Los behtlemitas, a cargo de la vieja cripta cuando fueron expulsados los jesuitas por el soberano español, fueron expulsados a su vez y posteriormente, por Rivadavia, ese Bernardino y sus buenos modales tan porteños y aculturizados. Los behtlemitas eran para los pobres que se morían de cólera y Bernardino, ese Rivadavia, no quería behtlemitas, ni cólera y menos pobres.
El agua que brotaba del muro del Norte, se supo después, era por las napas subterráneas de las aguas que antes hacían el río Chiquito, hoy escondido bajo la urbanidad de cemento. Este brazo del Suquía, que fuera desaparecido hace años cuando se trazó el ejido urbano, vive bajo la superficie de la ciudad y hace llorar, de tanto en tanto, a la pared; la pared que llora las lágrimas de los jesuitas, lágrimas en las que se bañan los 400 cuerpos enterrados en la ¿soledad de la Cripta?
¿Soledad? Si acaso hubiera soledad.
_ ¿Quién nos va a explicar las pisadas?
_ ¿Qué pisadas?
Las pisadas que se marcan una y otra vez por un calzado sucio y sus suelas de tierra. Pisadas que no se explican. Pisadas que no se pueden barrer. Sí pintar. Las pintan a las huellas pero vuelven a aparecer. Y las vemos. Están ahí, en el techo. En el techo de la Cripta. ¿quién camina el techo de la cripta? ¿Soledad? Acá no hay soledad ni en la más profunda oscuridad.

¿Soledad ahí donde muchos dicen haber visto a alguien? ¿Puede ser eso sinónimo de soledad? ¿Hay soledad ahí donde 400 almas soportaron con pena la extremaunción, donde miles de sacerdotes jesuitas y betlemitas fueron echados como perros después de una misión que ni el Rey primero, ni Bernardino después, pudieron hacer? ¿Soledad?
¿Es posible la soledad ahí, bajo la superficie de la segunda ciudad del país, cientos de años, cientos de historias? ¿Es posible la soledad si hay alguien visto, olido, sentido, que cuida a sus muertos? Alguien visto, olido, sentido, que cuida a sus muertos.
El alguien visto es un monje. Su largo traje. Su túnica. Gris. La vestimenta de un behtlemita. Y sus encuentros en la cripta jesuítica de la Colón. Un estudiante de enfermería. Una mujer que cura el empacho. Uno de los guardias. Todos. Todos lo vieron. Cómo negar que no hay soledad.
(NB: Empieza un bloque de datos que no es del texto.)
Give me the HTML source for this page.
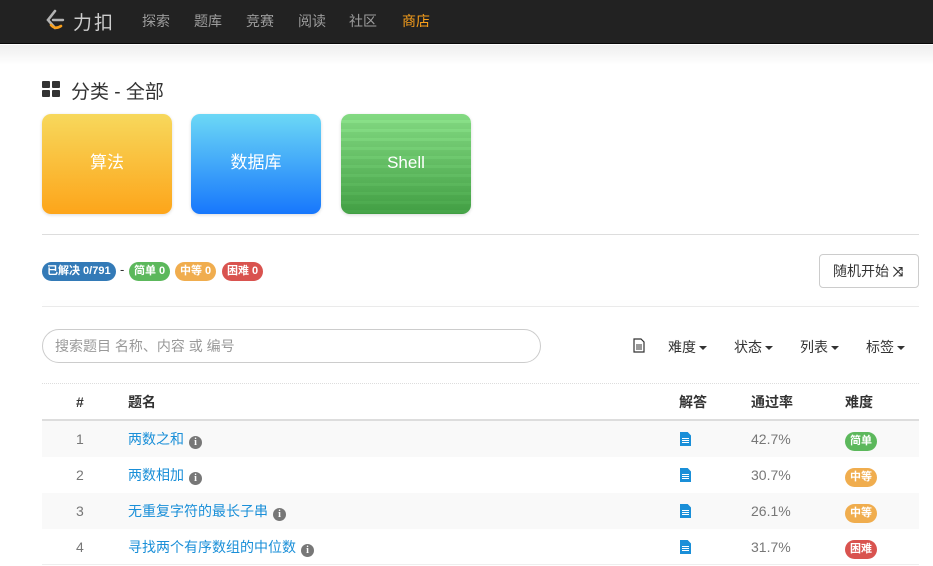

El monje, aseguran, está cuando se lo necesita. Una señorita, que no sabía que el monje no debía estar, se asombró de su amabilidad. Encontrados, por obra del azar, de frente, ahí en el subsuelo de esta Córdoba y sus fantasmas, en un pasillo angosto, solos en su soledad los dos; ahí, en la intimidad, el hombre respetuoso y su túnica gris se hizo a un lado, se puso de perfil y la invitó a pasar, con gesto de mortal. Pero inmortal. Sanadores behtlemitas. Amables behtlemitas.
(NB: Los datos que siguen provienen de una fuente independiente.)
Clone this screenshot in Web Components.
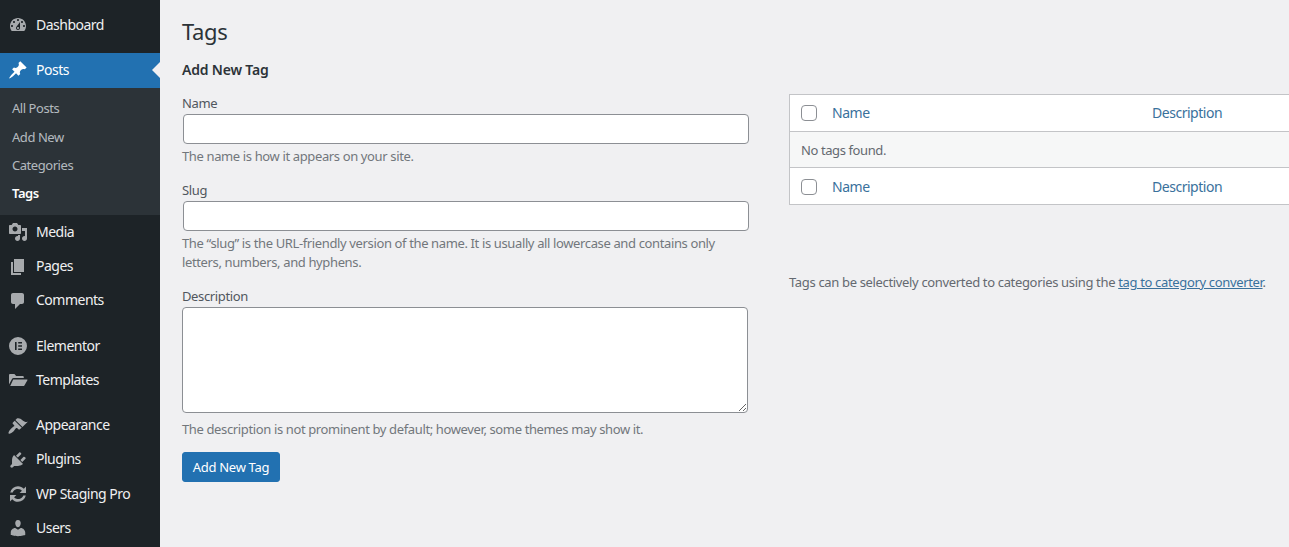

En el centro, en el corazón de la Cripta, se cree, está enterrado uno de los Mujica, antiguos dueños de todo esto. Hace un tiempo, en unas vitrinas que están en el mismo centro, sobre la tumba, se exhibían campanas. Y una noche, las campanas que estaban en la vitrina que estaba justo donde se cree que descansa un Mujica, esas campanas, aparecieron cambiadas. La de un país apareció con otro cartel. Y la de otro, con otro. Y así, todas desordenadas. No hubo quejas ni reclamos. Las acomodaron como quien pone en su lugar una baldosa floja. Las pusieron donde correspondía. Una noche más volvió a pasar. La oscuridad ganó la Cripta y al amanecer, el amanecer mostró tumbada, tirada, con desprecio, con desdén, la campana de Roma. Con Roma, en la Cripta, está todo mal.
Entonces, ¿Quién nos escucha y tumba las campanas y camina dejando huellas y lleva largo traje gris y canta cantos gregorianos en las noches sin luna en la Cripta sin sol de la Córdoba subterránea? ¿Quién? No sabemos. Pero debemos aprender, de una vez y para siempre, que en las entrañas de la tierra de la ciudad sin mar jamás estamos solos.